I reject wars of aggression. I reject sanctions aimed at the poor. I reject hybrid wars. I reject colour revolutions. I reject torture. I reject drone strikes on civilians. I reject starvation tactics. I reject them especially when my own country does them. I reject the whole idea that I need to condemn other countries for defending themselves from mine. I reject the worship of flags (but not their existence). I reject the idolatry of gods and generals made of stone and metal. I reject the corruption of defence contractors. I reject the military-industrial complex.

I reject the militarisation of police. I reject ‘urban renewal’. I reject big-box corporate architecture. I reject redlining. I reject the application of the death penalty. I reject for-profit prisons. I reject neoliberal school ‘reform’. I reject all harmful, demeaning and condescending stereotypes of black, brown, red and yellow people. I reject any idea that I should have more in common with a white man living in some other country or some other state, than I do with the Black and Latino folks living in my own neighbourhood.

Full stop. But. Ideological pacifism and anarchism are themselves false solutions, even – I would go so far as to say – forms of idolatry. I am convinced of this by people like GK Chesterton, Vladimir Solovyov, Mother Maria Skobtsova and Nikolai Berdyaev - all of whom also rejected capitalism, militarism and racism, every bit as stridently as I do here.
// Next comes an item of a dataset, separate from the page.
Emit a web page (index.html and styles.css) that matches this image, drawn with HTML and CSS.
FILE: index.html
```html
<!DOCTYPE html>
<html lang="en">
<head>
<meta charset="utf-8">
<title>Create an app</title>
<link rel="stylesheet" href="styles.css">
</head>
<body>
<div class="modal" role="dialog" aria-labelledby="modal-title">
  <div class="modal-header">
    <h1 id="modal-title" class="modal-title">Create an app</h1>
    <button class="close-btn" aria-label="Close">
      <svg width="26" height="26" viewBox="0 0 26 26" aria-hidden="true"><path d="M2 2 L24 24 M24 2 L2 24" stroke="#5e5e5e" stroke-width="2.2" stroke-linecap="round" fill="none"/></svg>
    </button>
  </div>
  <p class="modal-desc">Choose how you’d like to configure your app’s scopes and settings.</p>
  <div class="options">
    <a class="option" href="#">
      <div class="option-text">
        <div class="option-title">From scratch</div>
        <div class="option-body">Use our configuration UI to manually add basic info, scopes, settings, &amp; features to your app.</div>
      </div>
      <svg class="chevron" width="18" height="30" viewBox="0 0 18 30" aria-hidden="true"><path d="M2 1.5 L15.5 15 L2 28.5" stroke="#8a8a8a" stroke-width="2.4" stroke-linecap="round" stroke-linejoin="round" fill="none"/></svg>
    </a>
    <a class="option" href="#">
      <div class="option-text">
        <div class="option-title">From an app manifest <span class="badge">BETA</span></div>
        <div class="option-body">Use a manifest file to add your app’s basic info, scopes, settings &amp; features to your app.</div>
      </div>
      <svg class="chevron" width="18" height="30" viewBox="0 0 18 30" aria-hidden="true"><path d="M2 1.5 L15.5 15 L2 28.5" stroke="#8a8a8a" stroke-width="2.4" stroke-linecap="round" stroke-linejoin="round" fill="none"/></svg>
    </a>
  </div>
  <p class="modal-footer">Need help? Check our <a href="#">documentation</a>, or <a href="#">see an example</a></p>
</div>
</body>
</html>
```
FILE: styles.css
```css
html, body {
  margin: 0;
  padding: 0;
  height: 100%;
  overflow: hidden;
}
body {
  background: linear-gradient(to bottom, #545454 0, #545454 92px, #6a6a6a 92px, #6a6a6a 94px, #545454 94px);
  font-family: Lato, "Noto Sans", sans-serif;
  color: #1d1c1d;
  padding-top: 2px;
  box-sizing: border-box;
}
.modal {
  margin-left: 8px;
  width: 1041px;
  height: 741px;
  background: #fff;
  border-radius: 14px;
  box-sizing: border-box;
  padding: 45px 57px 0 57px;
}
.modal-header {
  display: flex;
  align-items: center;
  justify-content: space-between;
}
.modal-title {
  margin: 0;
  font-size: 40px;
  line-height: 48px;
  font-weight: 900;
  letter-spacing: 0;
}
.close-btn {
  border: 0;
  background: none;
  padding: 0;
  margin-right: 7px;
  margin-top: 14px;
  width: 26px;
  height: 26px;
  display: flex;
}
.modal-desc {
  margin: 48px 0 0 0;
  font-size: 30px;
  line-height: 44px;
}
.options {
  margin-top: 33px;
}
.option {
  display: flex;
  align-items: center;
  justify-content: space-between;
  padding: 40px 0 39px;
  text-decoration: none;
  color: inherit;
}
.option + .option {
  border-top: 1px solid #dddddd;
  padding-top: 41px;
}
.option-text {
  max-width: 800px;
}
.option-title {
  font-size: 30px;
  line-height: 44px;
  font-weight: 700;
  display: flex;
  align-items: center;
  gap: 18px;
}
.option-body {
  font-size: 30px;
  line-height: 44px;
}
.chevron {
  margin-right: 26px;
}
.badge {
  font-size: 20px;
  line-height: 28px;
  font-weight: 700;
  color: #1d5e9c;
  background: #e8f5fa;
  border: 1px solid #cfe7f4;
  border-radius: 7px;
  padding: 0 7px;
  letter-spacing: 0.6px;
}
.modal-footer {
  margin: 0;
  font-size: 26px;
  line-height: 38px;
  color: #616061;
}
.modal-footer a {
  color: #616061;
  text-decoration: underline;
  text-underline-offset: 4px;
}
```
Pacifism by its very nature attempts to equate the robber with the victim of robbery, the aggressor with the aggressed-against, the exploiter with the exploited. Pacifism cuts off at its root any wholly natural feeling of pity for or of righteous anger on behalf of the oppressed. However admirable the nonviolence of a Dr King, the endless drumbeat of disdain and doubt and tone-policing and moral censure from ‘white moderates’ against people who defend themselves is a kind of poison. There is something self-satisfied and self-serving in this demand that the weak and the wronged lie supine, docile and passive while they are beaten and raped and killed by the powerful – and this in particular is what Solovyov and Chesterton militated against. (Note, however, that this is not an argument for ‘just war’. I have never seen a just war. I simply do not think a just war is possible given the modern technologies of killing that are at the disposal of modern governments, or the technologies of psychological warfare that make it easier than ever to dehumanise those that states would have us consider enemies.)
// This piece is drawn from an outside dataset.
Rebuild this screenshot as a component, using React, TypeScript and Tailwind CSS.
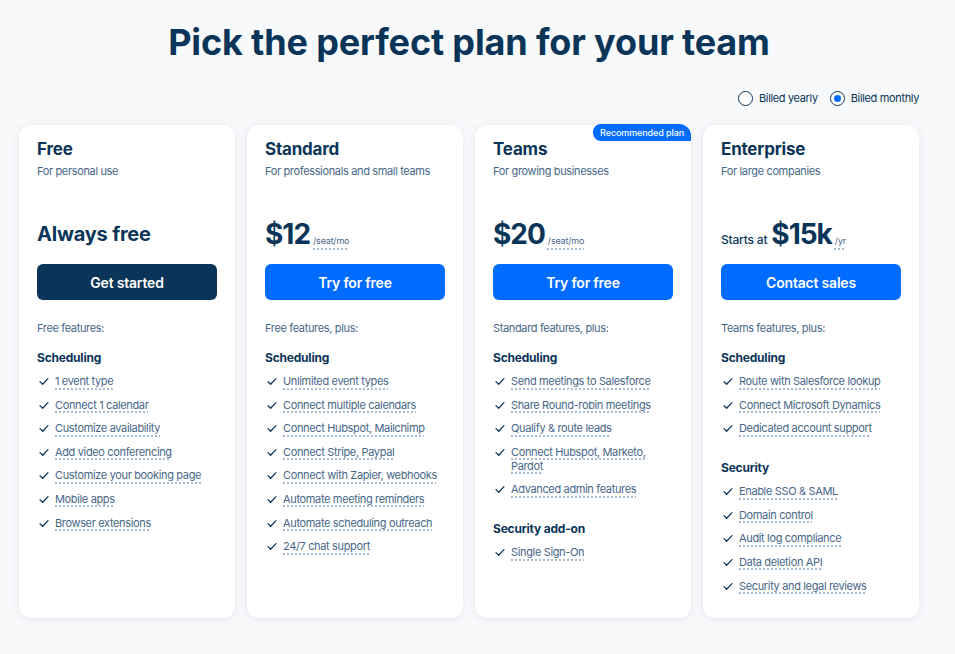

And notwithstanding my intellectual admiration for Georges Sorel, Franz Kafka, and some certain others in the historical anarcho-syndicalist tradition of thought, anarchism is nowadays little more than the ideology of the feeble-minded, foolish, ignorant and irresponsible. The ‘in defence of looting’ ideology cheered on the nighttime looters in Minneapolis (who, it turns out, were not left-wingers at all, but instead a mixture of opportunists and far-right agents provocateur), and made it easier for society to blame and scapegoat the daylight-hour marchers for justice for George Floyd who were respectful and well-coordinated. A white anarchism that smashes and burns storefronts, then runs and hides for cover behind black bodies when the police crack down, is no sort of ideology that I can respect.
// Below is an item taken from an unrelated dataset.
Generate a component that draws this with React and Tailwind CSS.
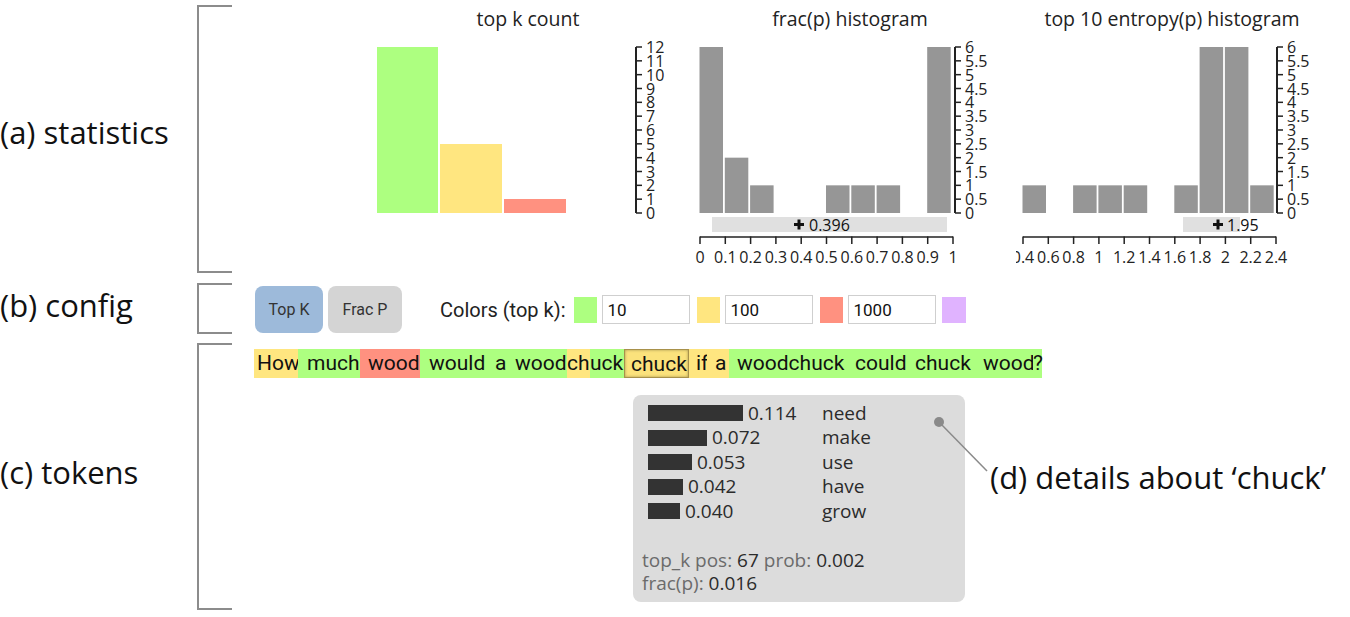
import React from "react";

const Y0 = 213;
const H = 166;
const BW = 25.3;

const frac = [6, 2, 1, 0, 0, 1, 1, 1, 0, 6];
const entropy = [1, 0, 1, 1, 1, 0, 1, 6, 6, 1];
const fracTicks = ["0", "0.1", "0.2", "0.3", "0.4", "0.5", "0.6", "0.7", "0.8", "0.9", "1"];
const entTicks = ["0.4", "0.6", "0.8", "1", "1.2", "1.4", "1.6", "1.8", "2", "2.2", "2.4"];

const GREEN = "#adff80";

// vertical axis with ticks to the right
const YAxis = ({ x, step }) => (
  <g>
    <line x1={x} y1={Y0 - H} x2={x} y2={Y0} stroke="#222" strokeWidth="2" />
    {Array.from({ length: 13 }, (_, i) => {
      const y = Y0 - (i * H) / 12;
      const v = i * step;
      return (
        <g key={i}>
          <line x1={x} y1={y} x2={x + 6} y2={y} stroke="#222" strokeWidth="1.5" />
          <text x={x + 10} y={y} dominantBaseline="central" fontSize="16" fill="#222">
            {String(v)}
          </text>
        </g>
      );
    })}
  </g>
);

const Histogram = ({ x0, values, ticks, clip }) => (
  <g>
    {values.map((v, i) =>
      v > 0 ? (
        <rect
          key={i}
          x={x0 + i * BW - 0.5}
          y={Y0 - (v * H) / 6}
          width={BW - 1.8}
          height={(v * H) / 6}
          fill="#969696"
        />
      ) : null
    )}
    <line x1={x0} y1={237} x2={x0 + 10 * BW} y2={237} stroke="#222" strokeWidth="1.5" />
    {ticks.map((t, i) => (
      <g key={t}>
        <line x1={x0 + i * BW} y1={236.5} x2={x0 + i * BW} y2={244} stroke="#222" strokeWidth="1.5" />
        <text
          x={x0 + i * BW}
          y={257}
          textAnchor="middle"
          dominantBaseline="central"
          fontSize="16"
          fill="#222"
          clipPath={clip}
        >
          {t}
        </text>
      </g>
    ))}
  </g>
);

const Plus = ({ x, y }) => (
  <path d={`M${x - 5} ${y}h10M${x} ${y - 5}v10`} stroke="#111" strokeWidth="3" />
);

const Stats = () => (
  <svg
    width="1118"
    height="278"
    viewBox="232 0 1118 278"
    className="shrink-0"
    fontFamily="'Open Sans', sans-serif"
  >
    <defs>
      <clipPath id="entclip">
        <rect x="1016" y="240" width="300" height="30" />
      </clipPath>
    </defs>

    {/* top k count */}
    <text x="528" y="18" textAnchor="middle" dominantBaseline="central" fontSize="19.5" fill="#222">
      top k count
    </text>
    <rect x="377" y="47" width="61" height="166" fill={GREEN} />
    <rect x="440" y="144" width="62" height="69" fill="#ffe680" />
    <rect x="504" y="199" width="62" height="14" fill="#ff9180" />
    <YAxis x={636} step={1} />

    {/* frac(p) histogram */}
    <text x="850" y="18" textAnchor="middle" dominantBaseline="central" fontSize="19.5" fill="#222">
      frac(p) histogram
    </text>
    <Histogram x0={700} values={frac} ticks={fracTicks} />
    <rect x="712" y="217" width="235" height="15" fill="#e0e0e0" />
    <Plus x={799} y={224.5} />
    <text x="809" y="224.5" dominantBaseline="central" fontSize="16" fill="#111">
      0.396
    </text>
    <YAxis x={955} step={0.5} />

    {/* entropy histogram */}
    <text x="1172" y="18" textAnchor="middle" dominantBaseline="central" fontSize="19.5" fill="#222">
      top 10 entropy(p) histogram
    </text>
    <Histogram x0={1023} values={entropy} ticks={entTicks} clip="url(#entclip)" />
    <rect x="1183" y="217" width="57" height="15" fill="#e0e0e0" />
    <Plus x={1218} y={224.5} />
    <text x="1227" y="224.5" dominantBaseline="central" fontSize="16" fill="#111">
      1.95
    </text>
    <YAxis x={1277} step={0.5} />
  </svg>
);

const tokens = [
  { t: "How", w: "w-[44px]", pl: "pl-[3px]", bg: "bg-[#ffe680]" },
  { t: "much", w: "w-[62px]", pl: "pl-[9px]", bg: "bg-[#adff80]" },
  { t: "wood", w: "w-[60px]", pl: "pl-[8px]", bg: "bg-[#ff9180]" },
  { t: "would", w: "w-[68px]", pl: "pl-[9px]", bg: "bg-[#adff80]" },
  { t: "a", w: "w-[20px]", pl: "pl-[7px]", bg: "bg-[#adff80]" },
  { t: "wood", w: "w-[59px]", pl: "pl-[7px]", bg: "bg-[#adff80]" },
  { t: "ch", w: "w-[23px]", pl: "pl-0", bg: "bg-[#ffe680]" },
  { t: "uck", w: "w-[34px]", pl: "pl-0", bg: "bg-[#adff80]" },
  { t: "chuck", w: "w-[65px]", pl: "pl-[6px]", bg: "bg-[#fbe27c] border border-[#a8914a] shadow-[inset_0_0_3px_rgba(0,0,0,0.35)]" },
  { t: "if", w: "w-[18px]", pl: "pl-[7px]", bg: "bg-[#ffe680]" },
  { t: "a", w: "w-[22px]", pl: "pl-[8px]", bg: "bg-[#ffe680]" },
  { t: "woodchuck", w: "w-[122px]", pl: "pl-[8px]", bg: "bg-[#adff80]" },
  { t: "could", w: "w-[59px]", pl: "pl-[4px]", bg: "bg-[#adff80]" },
  { t: "chuck", w: "w-[68px]", pl: "pl-[5px]", bg: "bg-[#adff80]" },
  { t: "wood", w: "w-[55px]", pl: "pl-[5px]", bg: "bg-[#adff80]" },
  { t: "?", w: "w-[9px]", pl: "pl-0", bg: "bg-[#adff80]" },
];

const preds = [
  { w: "w-[95px]", p: "0.114", word: "need" },
  { w: "w-[59px]", p: "0.072", word: "make" },
  { w: "w-[44px]", p: "0.053", word: "use" },
  { w: "w-[35px]", p: "0.042", word: "have" },
  { w: "w-[32px]", p: "0.040", word: "grow" },
];

export default function App() {
  return (
    <div className="relative w-[1350px] h-[617px] overflow-hidden bg-white text-[#111] font-['Open_Sans',sans-serif]">
      {/* (a) statistics */}
      <div className="flex h-[278px]">
        <div className="w-[197px] shrink-0 pt-[114px] text-[31px] leading-[36px] whitespace-nowrap">
          (a) statistics
        </div>
        <div className="mt-[5px] h-[268px] w-[35px] shrink-0 border-y-2 border-l-2 border-[#8c8c8c]" />
        <Stats />
      </div>

      {/* (b) config */}
      <div className="flex h-[60px]">
        <div className="w-[197px] shrink-0 pt-[9px] text-[31px] leading-[36px]">(b) config</div>
        <div className="mt-[5px] h-[51px] w-[35px] shrink-0 border-y-2 border-l-2 border-[#8c8c8c]" />
        <div className="flex items-center pl-[23px] pt-[8px] h-[55px] font-['Roboto',sans-serif]">
          <button className="w-[68px] h-[47px] rounded-[8px] bg-[#9dbada] text-[16px] text-[#333]">Top K</button>
          <button className="ml-[5px] w-[74px] h-[47px] rounded-[8px] bg-[#d4d4d4] text-[16px] text-[#333]">Frac P</button>
          <span className="ml-[38px] text-[20px] text-[#222]">Colors (top k):</span>
          <span className="ml-[8px] w-[23px] h-[26px] bg-[#adff80]" />
          <input
            readOnly
            value="10"
            className="ml-[5px] w-[88px] h-[29px] border border-[#cfcfcf] pl-[5px] text-[17px] text-[#111] outline-none"
          />
          <span className="ml-[7px] w-[23px] h-[26px] bg-[#ffe680]" />
          <input
            readOnly
            value="100"
            className="ml-[5px] w-[88px] h-[29px] border border-[#cfcfcf] pl-[5px] text-[17px] text-[#111] outline-none"
          />
          <span className="ml-[7px] w-[23px] h-[26px] bg-[#ff9180]" />
          <input
            readOnly
            value="1000"
            className="ml-[5px] w-[88px] h-[29px] border border-[#cfcfcf] pl-[5px] text-[17px] text-[#111] outline-none"
          />
          <span className="ml-[6px] w-[24px] h-[26px] bg-[#e0b3ff]" />
        </div>
      </div>

      {/* (c) tokens */}
      <div className="flex h-[279px]">
        <div className="w-[197px] shrink-0 pt-[116px] text-[31px] leading-[36px]">(c) tokens</div>
        <div className="mt-[5px] h-[267px] w-[35px] shrink-0 border-y-2 border-l-2 border-[#8c8c8c]" />
        <div className="pl-[22px] pt-[11px]">
          <div className="flex font-['Roboto',sans-serif] text-[21px] text-[#111]">
            {tokens.map((tk, i) => (
              <span
                key={i}
                className={`${tk.w} ${tk.pl} ${tk.bg} h-[29px] leading-[29px] whitespace-nowrap shrink-0 box-border`}
              >
                {tk.t}
              </span>
            ))}
          </div>
        </div>
      </div>

      {/* details popup */}
      <div className="absolute left-[633px] top-[395px] w-[332px] h-[207px] rounded-[8px] bg-[#dcdcdc] pl-[9px] pt-[6px] text-[19px] text-[#2b2b2b]">
        {preds.map((r) => (
          <div key={r.word} className="flex items-center h-[24.5px]">
            <div className="flex items-center w-[180px] pl-[6px]">
              <div className={`${r.w} h-[16px] bg-[#333]`} />
              <span className="ml-[5px] leading-none">{r.p}</span>
            </div>
            <span className="leading-none">{r.word}</span>
          </div>
        ))}
        <div className="mt-[25px] leading-[23px]">
          <div>
            <span className="text-[#6b6b6b]">top_k pos: </span>
            <span>67 </span>
            <span className="text-[#6b6b6b]">prob: </span>
            <span>0.002</span>
          </div>
          <div>
            <span className="text-[#6b6b6b]">frac(p): </span>
            <span>0.016</span>
          </div>
        </div>
      </div>

      {/* pointer to annotation */}
      <svg className="absolute left-[925px] top-[410px]" width="70" height="70" viewBox="925 410 70 70">
        <line x1="939" y1="422" x2="987" y2="471" stroke="#8a8a8a" strokeWidth="1.5" />
        <circle cx="939" cy="422" r="5" fill="#8a8a8a" />
      </svg>
      <div className="absolute left-[990px] top-[459px] text-[31px] leading-[36px] whitespace-nowrap">
        (d) details about ‘chuck’
      </div>
    </div>
  );
}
And internationally, the same pattern plays out with the rejection of even imperfect states in the Third World, because they are states. When anarchists reject the populist governments of Evo Morales in Bolivia, or of Nicolás Maduro in Venezuela, or even Baššâr al-’Asad in Syria – they manufacture consent for military intervention, and then enable and give licence to the very worst, most racist elements in those societies that opportunistically seek advantage for themselves. The fascist Áñez government rode to power in a Western-backed coup in Bolivia last year, and was cheered on by white Western anarchists who bought into media lies about Morales and in general just hated him for, um, leading a state. The same anarchists hated Chávez and hate Maduro in Venezuela, such that they supported the neoliberal Juan Guaidó (or else adopted a cowardly position of neutrality once their job in delegitimating the democratic government was done). The same also happened in Syria with anarchist support for the ‘Free Syrian Army’, which was from the very start controlled by violent far-right fundamentalist elements.

I would much rather stand for realism and wu wei in foreign policy: recognising contingencies and imperfections in the administration of states, making a good-faith effort to try and constrain the worst aspects of militarism, seeing the value in leaving other countries alone when the safety of our own citizens is not threatened. I would rather stand in solidarity with progressive leaders like Morales and Maduro, and leave states alone that do not threaten our fundamental security or national (not private) interests. That beats embracing an impossible idealism which ultimately only serves Elon Musk and Jeff Bezos. I would rather stand for a broad, non-sectarian left economic policy with a preference for worker-ownership and an independent monetary policy. And I would rather stand for a reformist approach to community policing so that we can actually successfully demilitarise the police and put an emphasis on public safety as something responsive and trustworthy. In short, what I would rather stand for is something like a realist left.